Following cavern leaching, the resulting salt cavern typically has a large diameter, often several tens of meters, while the gas injection and brine discharge tubing generally measures only several tens of centimeters in diameter. Consequently, during the injection and discharge process, the flow field is primarily affected in the vicinity of the brine outlet. To simplify the computation and improve simulation efficiency, the simulation focuses on the flow field near the brine discharge outlet by constructing a two-dimensional square planar model. The model has a length and width of 10 meters. The brine outlet has an outer diameter of 273.1 mm, a wall thickness of 12.57 mm, and an inner diameter of 247.96 mm. Using Fluent, the flow and deposition behavior of sediment during gas injection and brine discharge was simulated under various working conditions. Figure 1 shows the base case model.
Figure 1 Base case model.
Numerical simulation was used to investigate the flow and deposition behavior of insoluble sediments during gas injection and brine discharge under varying conditions, including different distances between the brine outlet and the sediment surface, sediment densities, sediment heights, and injection pressures. The simulations were also used to assess whether sediment particles would be entrained into the brine discharge tubing.

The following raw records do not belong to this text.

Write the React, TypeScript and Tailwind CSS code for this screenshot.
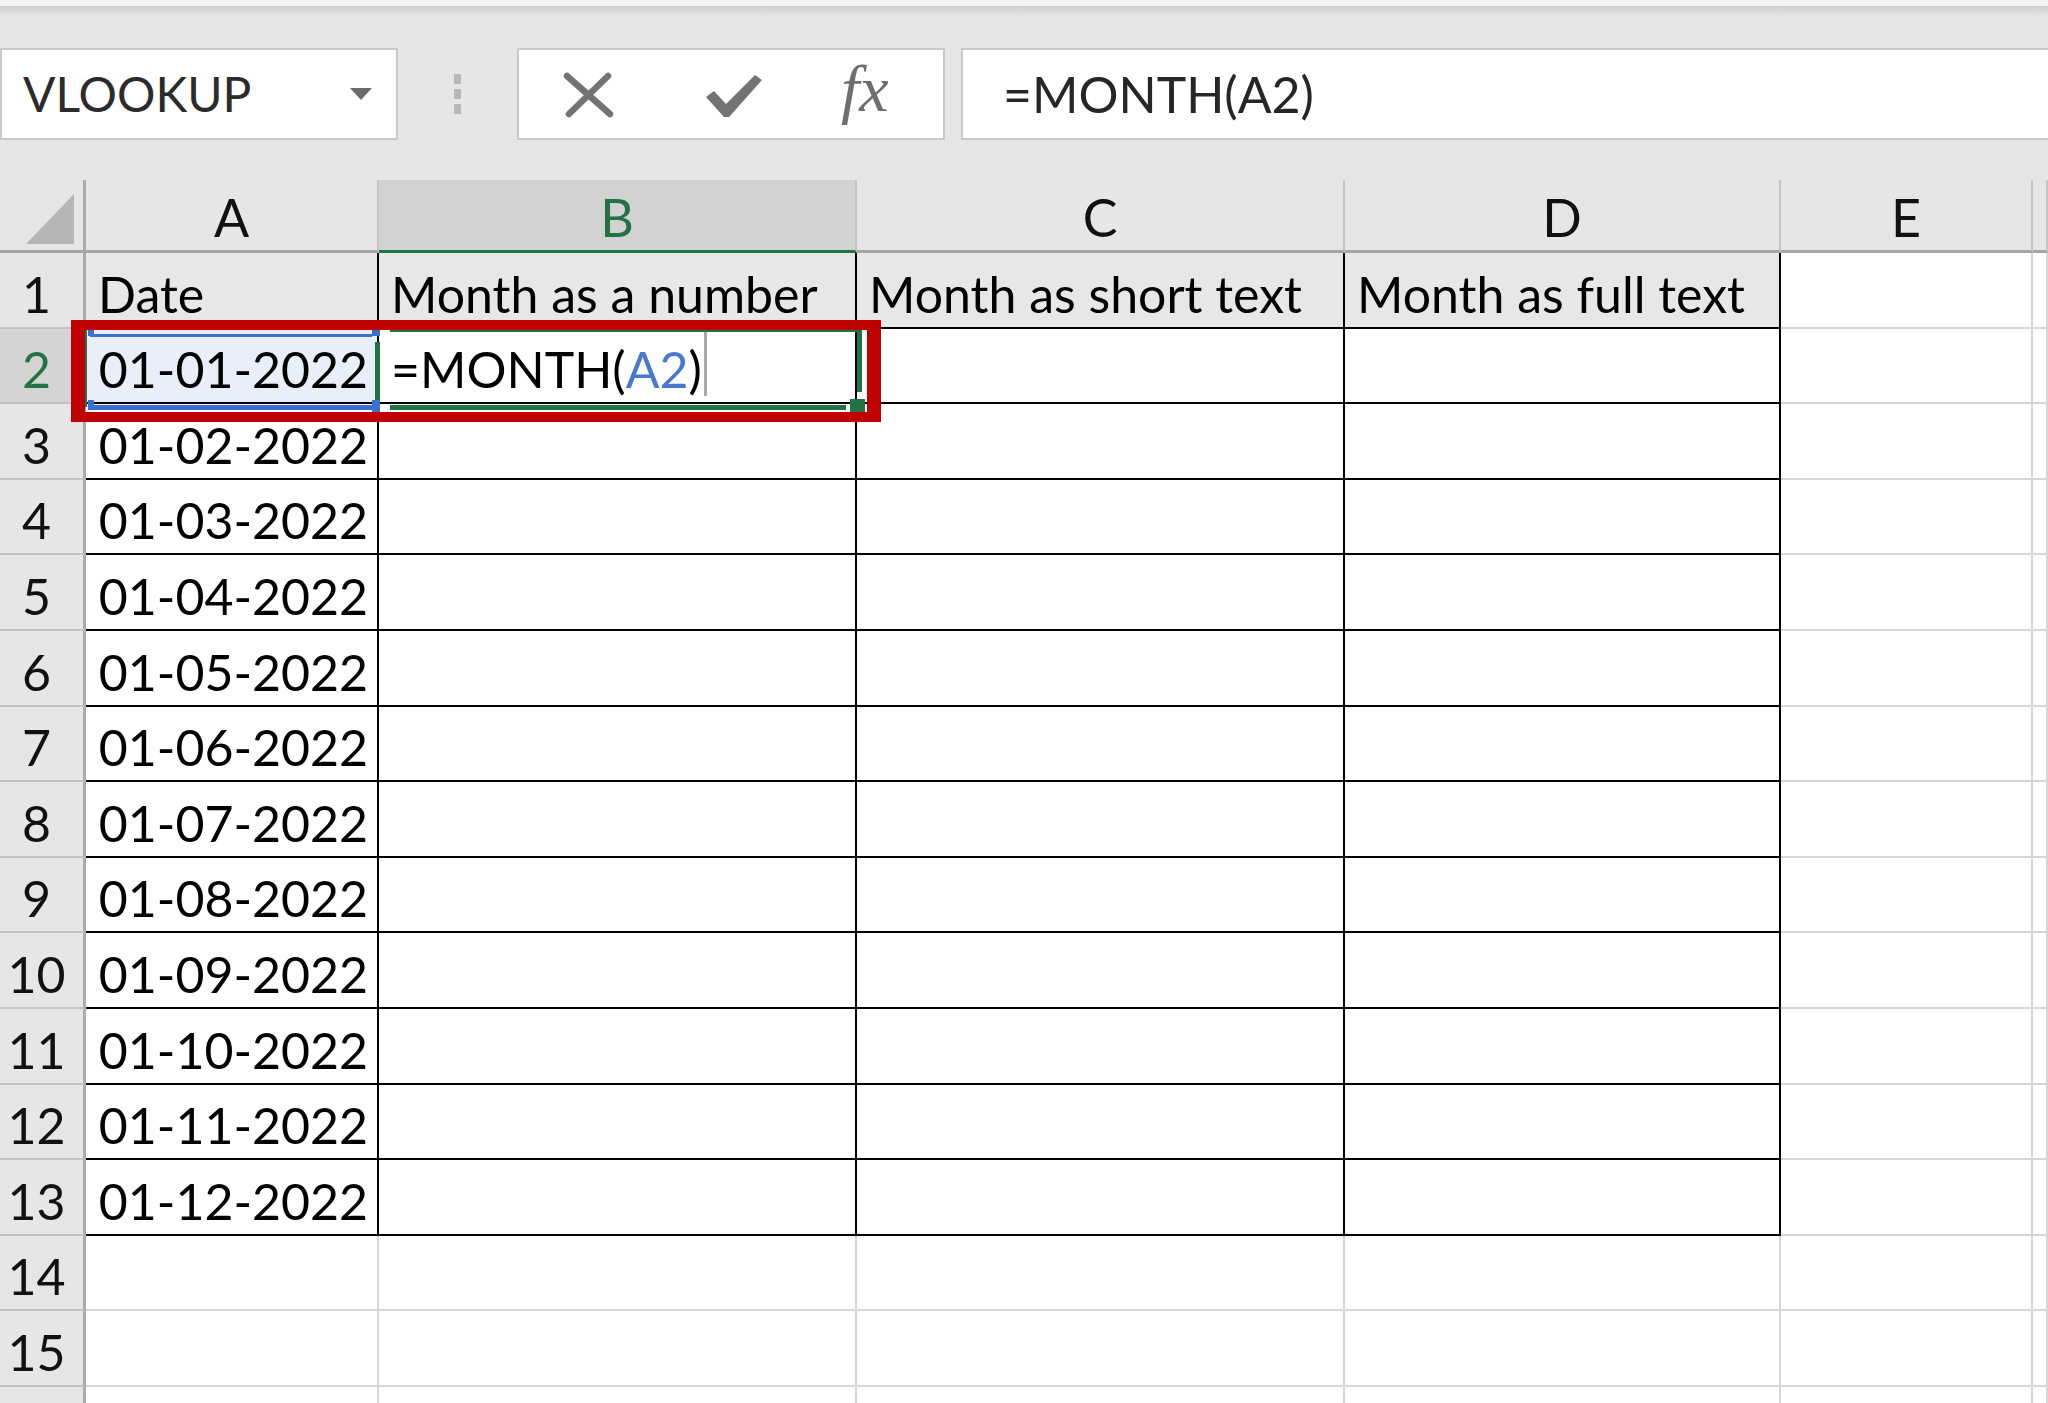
import React from 'react';

// column widths of the sheet (A..E, then the clipped F)
const colW = ['w-[293px]', 'w-[478px]', 'w-[488px]', 'w-[436px]', 'w-[252px]', 'flex-1'];
const letters = ['A', 'B', 'C', 'D', 'E', ''];
const headers = ['Date', 'Month as a number', 'Month as short text', 'Month as full text'];
const dates = [
  '01-01-2022', '01-02-2022', '01-03-2022', '01-04-2022', '01-05-2022', '01-06-2022',
  '01-07-2022', '01-08-2022', '01-09-2022', '01-10-2022', '01-11-2022', '01-12-2022',
];

function FormulaBar() {
  return (
    <div className="flex h-[92px] items-stretch">
      {/* name box */}
      <div className="relative flex w-[398px] items-center border-2 border-[#c9c9c9] bg-white pl-[21px]">
        <span className="text-[48px] leading-none text-[#2b2b2b]">VLOOKUP</span>
        <svg className="absolute left-[347px] top-[37px]" width="24" height="14" viewBox="0 0 24 14">
          <polygon points="1,1 23,1 12,13" fill="#6b6b6b" />
        </svg>
      </div>

      {/* grip */}
      <div className="flex w-[119px] flex-col items-center justify-center gap-[5px]">
        <div className="h-[10px] w-[7px] bg-[#b8b8b8]" />
        <div className="h-[10px] w-[7px] bg-[#b8b8b8]" />
        <div className="h-[10px] w-[7px] bg-[#b8b8b8]" />
      </div>

      {/* cancel / enter / fx */}
      <div className="relative w-[428px] border-2 border-[#c9c9c9] bg-white">
        <svg className="absolute left-[44px] top-[22px]" width="52" height="46" viewBox="0 0 52 46">
          <path d="M4 4 L47 42 M45 4 L6 42" stroke="#737373" strokeWidth="6.5" strokeLinecap="round" fill="none" />
        </svg>
        <svg className="absolute left-[186px] top-[22px]" width="58" height="48" viewBox="0 0 58 48">
          <polygon points="1,25 9,19 21,32 50,3 57,8 24,45 19,45" fill="#737373" />
        </svg>
        <span className="absolute left-[322px] top-[6px] font-['Liberation_Serif',serif] text-[66px] italic leading-none text-[#6e6e6e]">
          fx
        </span>
      </div>

      <div className="w-[16px]" />

      {/* formula input */}
      <div className="flex flex-1 items-center border-2 border-r-0 border-[#c9c9c9] bg-white pl-[40px]">
        <span className="text-[50px] leading-none text-[#262626]">=MONTH(A2)</span>
      </div>
    </div>
  );
}

function HeaderRow() {
  return (
    <div className="flex h-[73px]">
      <div className="relative w-[86px] border-r-[3px] border-b-[3px] border-r-[#ababab] border-b-[#a5a5a5]">
        <svg className="absolute left-[26px] top-[14px]" width="48" height="50" viewBox="0 0 48 50">
          <polygon points="48,0 48,50 0,50" fill="#b6b6b6" />
        </svg>
      </div>
      {letters.map((l, i) => (
        <div
          key={i}
          className={
            colW[i] +
            ' flex items-center justify-center pt-[4px] text-[52px] leading-none ' +
            (i === 1
              ? 'border-r-2 border-b-[3px] border-r-[#c4c4c4] border-b-[#217346] bg-[#d2d2d2] text-[#217346]'
              : 'border-r-2 border-b-[3px] border-r-[#c4c4c4] border-b-[#a5a5a5] text-[#111]')
          }
        >
          {l}
        </div>
      ))}
    </div>
  );
}

function SheetRow({ n }: { n: number }) {
  const inTable = n <= 13;
  const active = n === 2;
  return (
    <div className="flex h-[75.6px]">
      <div
        className={
          'flex w-[86px] items-end justify-center border-r-[3px] border-b-2 border-r-[#ababab] border-b-[#c2c2c2] pb-[8px] pr-[10px] text-[50px] leading-none ' +
          (active ? 'bg-[#d4d4d4] text-[#217346]' : 'bg-[#e6e6e6] text-[#111]')
        }
      >
        {n <= 15 ? n : null}
      </div>
      {colW.map((w, i) => {
        const black = inTable && i < 4;
        const fill = n === 1 && i < 4;
        let cls = w + ' flex items-end overflow-hidden whitespace-nowrap pb-[8px] text-[50px] leading-none text-black ';
        cls += black ? 'border-r-2 border-b-2 border-black ' : 'border-r-2 border-b-2 border-[#d6d6d6] ';
        if (fill) cls += 'bg-[#e7e7e7] ';
        else if (active && i === 0) cls += 'bg-[#e9eef8] ';
        else cls += 'bg-white ';
        let content: React.ReactNode = null;
        if (n === 1 && i < 4) {
          cls += 'pl-[12px]';
          content = headers[i];
        } else if (n >= 2 && n <= 13 && i === 0) {
          cls += 'justify-end pr-[9px]';
          content = dates[n - 2];
        } else if (active && i === 1) {
          cls += 'pl-[12px]';
          content = (
            <>
              =MONTH(<span className="text-[#4a78d0]">A2</span>)
              <span className="mb-[-2px] ml-[2px] inline-block h-[68px] w-[3px] bg-[#a8a8a8]" />
            </>
          );
        }
        return (
          <div key={i} className={cls}>
            {content}
          </div>
        );
      })}
    </div>
  );
}

export default function App() {
  const rows = Array.from({ length: 16 }, (_, i) => i + 1);
  return (
    <div className="h-[1403px] w-[2048px] overflow-hidden bg-[#e6e6e6] font-['Lato','Open_Sans',sans-serif]">
      <div className="h-[6px] bg-[#f3f3f3]" />
      <div className="h-[10px] bg-gradient-to-b from-[#cfcfcf] to-[#e4e4e4]" />
      <div className="pt-[32px]">
        <FormulaBar />
      </div>
      <div className="h-[40px]" />

      <div className="relative">
        <HeaderRow />
        {rows.map((n) => (
          <SheetRow key={n} n={n} />
        ))}

        {/* reference highlight on A2 */}
        <div className="absolute left-[82px] top-[150px] h-[77px] w-[5px] bg-[#217346]" />
        <div className="absolute left-[90px] top-[154px] h-[3px] w-[282px] bg-[#3b6fd1]" />
        <div className="absolute left-[90px] top-[225px] h-[5px] w-[282px] bg-[#3b6fd1]" />
        <div className="absolute left-[88px] top-[150px] h-[6px] w-[6px] bg-[#3b6fd1]" />
        <div className="absolute left-[88px] top-[220px] h-[10px] w-[6px] bg-[#3b6fd1]" />
        <div className="absolute left-[372px] top-[150px] h-[6px] w-[8px] bg-[#3b6fd1]" />
        <div className="absolute left-[372px] top-[220px] h-[12px] w-[8px] bg-[#3b6fd1]" />

        {/* active cell B2 */}
        <div className="absolute left-[375px] top-[162px] h-[58px] w-[5px] bg-[#217346]" />
        <div className="absolute left-[390px] top-[149px] h-[3px] w-[470px] bg-[#217346]" />
        <div className="absolute left-[390px] top-[225px] h-[5px] w-[456px] bg-[#217346]" />
        <div className="absolute left-[857px] top-[149px] h-[63px] w-[5px] bg-[#217346]" />
        <div className="absolute left-[850px] top-[219px] h-[13px] w-[15px] bg-[#217346]" />

        {/* red annotation box */}
        <div className="absolute left-[71px] top-[140px] h-[102px] w-[810px] border-x-[14px] border-y-[10px] border-[#c00000]" />
      </div>
    </div>
  );
}
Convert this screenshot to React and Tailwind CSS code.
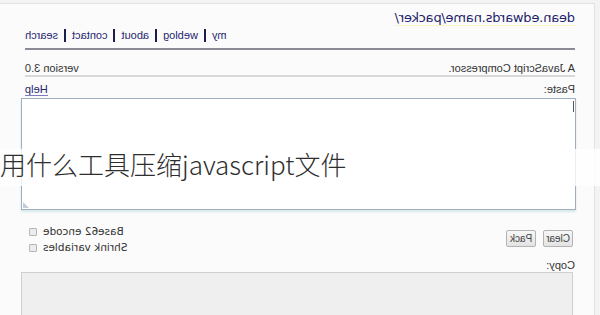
import React from 'react';

const navLinks = ['my', 'weblog', 'about', 'contact', 'search'];

const Checkbox = ({ label }) => (
  <label className="flex items-center justify-end gap-[6px] h-[16px] font-['DejaVu_Sans',Verdana,sans-serif] text-[10.5px]">
    <span>{label}</span>
    <span className="w-[8px] h-[8px] border border-[#b5b5b5] bg-[#ececec] rounded-[1px]" />
  </label>
);

const Button = ({ children }) => (
  <button className="h-[17px] w-[30px] text-[10px] leading-none text-[#444] bg-gradient-to-b from-[#f7f7f7] to-[#e3e3e3] border border-[#b3b3b3] rounded-[2px]">
    {children}
  </button>
);

const App = () => {
  return (
    <div className="relative w-[600px] h-[315px] overflow-hidden bg-[#f3f3f3] font-['Liberation_Sans',Arial,sans-serif] text-[11px] text-[#333]">
      {/* the whole page is shown mirrored */}
      <div className="h-full -scale-x-100">
        <div className="h-full ml-[5px] mt-[3px] bg-[#fbfbfb] border-l border-t border-[#e2e2e2] pl-[19px] pr-[20px]">
          <div className="w-[550px]">
            <h1 className="h-[24px] text-[13px] leading-[28px] text-[#1d1d6b] font-['DejaVu_Sans',Verdana,sans-serif] tracking-[-0.2px]">
              <span className="border-b border-[#fbf3c4]">dean.edwards.name/packer/</span>
            </h1>
            <nav className="flex justify-end items-center h-[14px] text-[#26266e]">
              {navLinks.map((link, i) => (
                <span key={link} className="flex items-center">
                  {i > 0 && <span className="mx-[6px] h-[13px] border-l-2 border-[#1d1d4d]" />}
                  <span>{link}</span>
                </span>
              ))}
            </nav>
            <div className="mt-[6px] border-t-2 border-[#8a8a94]" />
            <div className="flex justify-between items-center pt-[11px] leading-[14px] border-b-2 border-[#d8d8d8]">
              <span>A JavaScript Compressor.</span>
              <span>version 3.0</span>
            </div>
            <div className="flex justify-between items-center pt-[5px] leading-[14px]">
              <span>Paste:</span>
              <span className="text-[#26266e] border-b border-[#7b7bc0] leading-[12px]">Help</span>
            </div>
          </div>
          <div className="relative mt-[2px] -ml-px w-[555px] h-[112px] bg-white border border-[#9fafc0] shadow-[0_2px_2px_rgba(190,220,230,0.6)]">
            <div className="absolute left-[1px] top-[2px] h-[11px] border-l border-[#555]" />
            <div className="absolute right-[1px] bottom-[1px] w-0 h-0 border-l-[6px] border-l-transparent border-b-[6px] border-b-[#c4ccd6]" />
          </div>
          <div className="w-[550px] flex justify-between mt-[14px]">
            <div className="flex gap-[7px] pl-[2px] pt-[6px]">
              <Button>Clear</Button>
              <Button>Pack</Button>
            </div>
            <div className="flex flex-col pr-[4px]">
              <Checkbox label="Base62 encode" />
              <Checkbox label="Shrink variables" />
            </div>
          </div>
          <div className="mt-[2px] h-[14px] leading-[14px]">Copy:</div>
          <div className="ml-[2px] w-[552px] h-[60px] bg-[#efefef] border border-[#cfcfcf]" />
        </div>
      </div>

      {/* caption band laid over the picture */}
      <div className="absolute left-0 right-0 top-[149px] h-[37px] pb-[7px] bg-white/80 flex items-center">
        <span className="text-[26px] leading-none text-[#2e2e2e] font-['Noto_Sans_CJK_SC','Noto_Sans',sans-serif] font-light">
          用什么工具压缩javascript文件
        </span>
      </div>
    </div>
  );
};

export default App;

In the base case, the model domain has a height and width of 10 meters. The sediment has a density of 2650 kg/m and a viscosity of 10 kg/(m⋅s). The inlet pressure is set at 10 MPa, and the outlet pressure at 1 MPa. The sediment layer is 2 meters high, and the distance between the brine outlet and the sediment surface is 2 meters. Figure 2 illustrates the flow and deposition behavior of sediment during the gas injection and brine discharge process. As shown in Figure 2, the sediment primarily accumulates at the bottom of the cavern and is not significantly drawn into the tubing. The change in accumulation height is minimal, indicating overall stability. A distinct vortex structure forms within the internal flow field; however, due to the proximity of the outlet, the flow velocity within the sediment layer is nearly zero, and sediment particles mainly settle downward.
Figure 2 Flow and deposition behavior of sediment during gas injection and brine discharge.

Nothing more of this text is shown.